It's not a good idea to mix input and output options. Hopefully, you'll notice that avconv is converting your audio to Vorbis rather than FLAC - that's because it thinks you're trying to set that as the audio codec of your video4linux device, and is ignoring it as an invalid option. You'd also be best served using x264 as your video encoder. Since you're using Ubuntu, IIRC you should have it as a part of ubuntu-restricted-extras.
avconv -f alsa -i default -f video4linux2 -r 6 -i /dev/video0 -f x11grab -i 0:0 \ -map 1 -map 2 -map 0 \ -c:a flac -c:v libx264 -crf 23 -preset veryfast output.mkv
By default, avconv selects only one video stream and one audio stream (and one subtitle stream if there's one there) to output. -map 1 -map 2 -map 0
tells it to take every stream from the first three inputs (it starts counting from 0).
It's not directly relevant to this (since each of your inputs will contain only one stream), but you can also select individual streams from inputs with -map
: -map 0:1
will map the second stream from the first audio, -map 1:a
will map every audio stream from the second input, -map 2:v:1
will map the second video stream from the third input and -map 3:s
will map all the subtitles from the fourth input.

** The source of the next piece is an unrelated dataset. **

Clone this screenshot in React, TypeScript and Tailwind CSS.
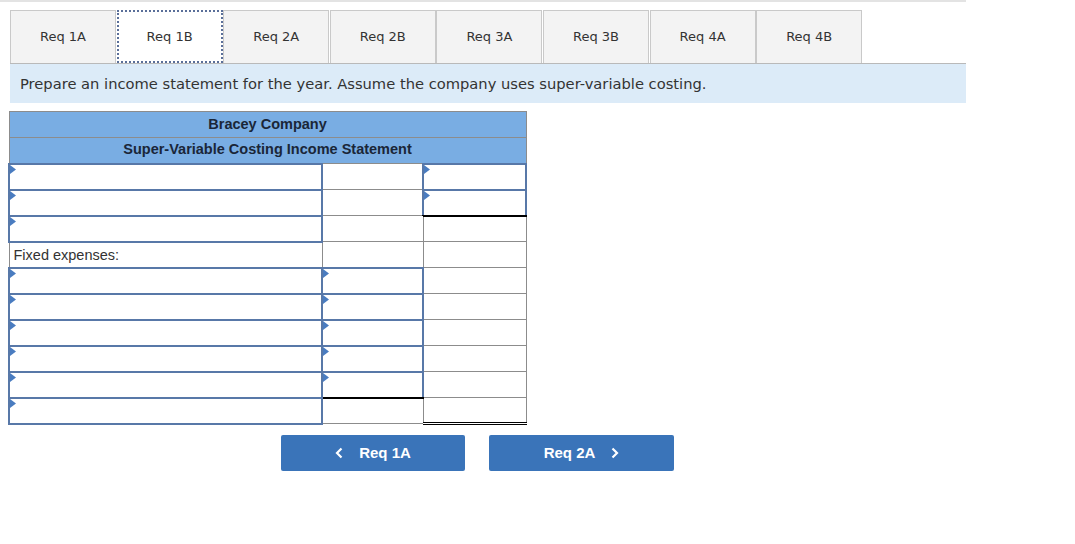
import React from "react";

const TABS = ["Req 1A", "Req 1B", "Req 2A", "Req 2B", "Req 3A", "Req 3B", "Req 4A", "Req 4B"];

type Cell = { input?: boolean; text?: string; bottom?: "single" | "double" };
type Row = [Cell, Cell, Cell];

const ROWS: Row[] = [
  [{ input: true }, {}, { input: true }],
  [{ input: true }, {}, { input: true, bottom: "single" }],
  [{ input: true }, {}, {}],
  [{ text: "Fixed expenses:" }, {}, {}],
  [{ input: true }, { input: true }, {}],
  [{ input: true }, { input: true }, {}],
  [{ input: true }, { input: true }, {}],
  [{ input: true }, { input: true }, {}],
  [{ input: true }, { input: true, bottom: "single" }, {}],
  [{ input: true }, {}, { bottom: "double" }],
];

function Marker() {
  return (
    <svg className="absolute left-0 top-0" width="6" height="9" viewBox="0 0 6 9">
      <path d="M0 0 L6 4.5 L0 9 Z" fill="#4a7cc0" />
    </svg>
  );
}

function Chevron({ dir }: { dir: "left" | "right" }) {
  return (
    <svg width="8" height="12" viewBox="0 0 8 12">
      <path
        d={dir === "left" ? "M6.5 1.5 L2 6 L6.5 10.5" : "M1.5 1.5 L6 6 L1.5 10.5"}
        fill="none"
        stroke="white"
        strokeWidth="2.2"
      />
    </svg>
  );
}

function TableCell({ cell }: { cell: Cell }) {
  let cls = "relative h-[26px] p-0 align-middle ";
  if (cell.input) cls += "border-2 border-[#5878a8] bg-white ";
  else cls += "border border-[#8c8c8c] bg-white ";
  if (cell.bottom === "single") cls += "border-b-2 border-b-black ";
  if (cell.bottom === "double") cls += "border-b-[3px] border-b-black border-double ";
  return (
    <td className={cls}>
      {cell.input && <Marker />}
      {cell.text && <span className="pl-1 text-[14.5px] text-[#333]">{cell.text}</span>}
    </td>
  );
}

export default function App() {
  return (
    <div className="w-[1075px] h-[544px] bg-white font-['Liberation_Sans',Arial,sans-serif]">
      <div className="h-[2px] w-[966px] bg-[#e3e3e3]" />
      <div className="ml-[10px] mt-[8px] w-[956px]">
        <div className="flex h-[53px] items-stretch gap-[0.6px] font-['DejaVu_Sans',Verdana,sans-serif] text-[13px] text-[#333]">
          {TABS.map((t, i) =>
            i === 1 ? (
              <div
                key={t}
                className="flex w-[106px] items-center justify-center border-2 border-dotted border-[#5a6f99] bg-white"
              >
                {t}
              </div>
            ) : (
              <div
                key={t}
                className="flex w-[106px] items-center justify-center border border-b-0 border-[#c9c9c9] bg-[#f3f3f3]"
              >
                {t}
              </div>
            )
          )}
        </div>
        <div className="flex h-[40px] items-center border-t border-[#b9b9b9] bg-[#dcebf8] pl-[10px] pt-[2px] font-['DejaVu_Sans',Verdana,sans-serif] text-[14.7px] text-[#333]">
          Prepare an income statement for the year. Assume the company uses super-variable costing.
        </div>
      </div>

      <table className="ml-[8px] mt-[8px] w-[517px] table-fixed border-collapse">
        <colgroup>
          <col className="w-[313px]" />
          <col className="w-[101px]" />
          <col className="w-[103px]" />
        </colgroup>
        <tbody>
          <tr>
            <td colSpan={3} className="h-[26px] border border-[#8c8c8c] bg-[#79ade3] text-center text-[14.5px] font-bold text-[#1a2638]">
              Bracey Company
            </td>
          </tr>
          <tr>
            <td colSpan={3} className="h-[26px] border border-[#8c8c8c] bg-[#79ade3] text-center text-[14.5px] font-bold text-[#1a2638]">
              Super-Variable Costing Income Statement
            </td>
          </tr>
          {ROWS.map((r, i) => (
            <tr key={i}>
              {r.map((c, j) => (
                <TableCell key={j} cell={c} />
              ))}
            </tr>
          ))}
        </tbody>
      </table>

      <div className="ml-[281px] mt-[10px] flex gap-[24px]">
        <button className="flex h-[36px] w-[184px] items-center justify-center gap-[16px] rounded-[2px] bg-[#3a74b9] text-[15px] font-bold text-white">
          <Chevron dir="left" />
          <span>Req 1A</span>
        </button>
        <button className="flex h-[36px] w-[185px] items-center justify-center gap-[16px] rounded-[2px] bg-[#3a74b9] text-[15px] font-bold text-white">
          <span>Req 2A</span>
          <Chevron dir="right" />
        </button>
      </div>
    </div>
  );
}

The order in which you use the -map
flags matters; in the example above, I've made it so that the audio input is mapped third, by placing that -map
last.
If you have problems with x264 slowing down your screen recording (it shouldn't unless you have a borderline-obsolete computer), you can try changing the -preset
to superfast or ultrafast, both of which will give you faster/less-CPU-intensive encoding If that doesn't work, you could try using -c:v huffyuv
- that's a lossless video codec, the video equivalent of FLAC, and will give you truly ludicrous file sizes; but you can re-encode to a less painfully big codec later.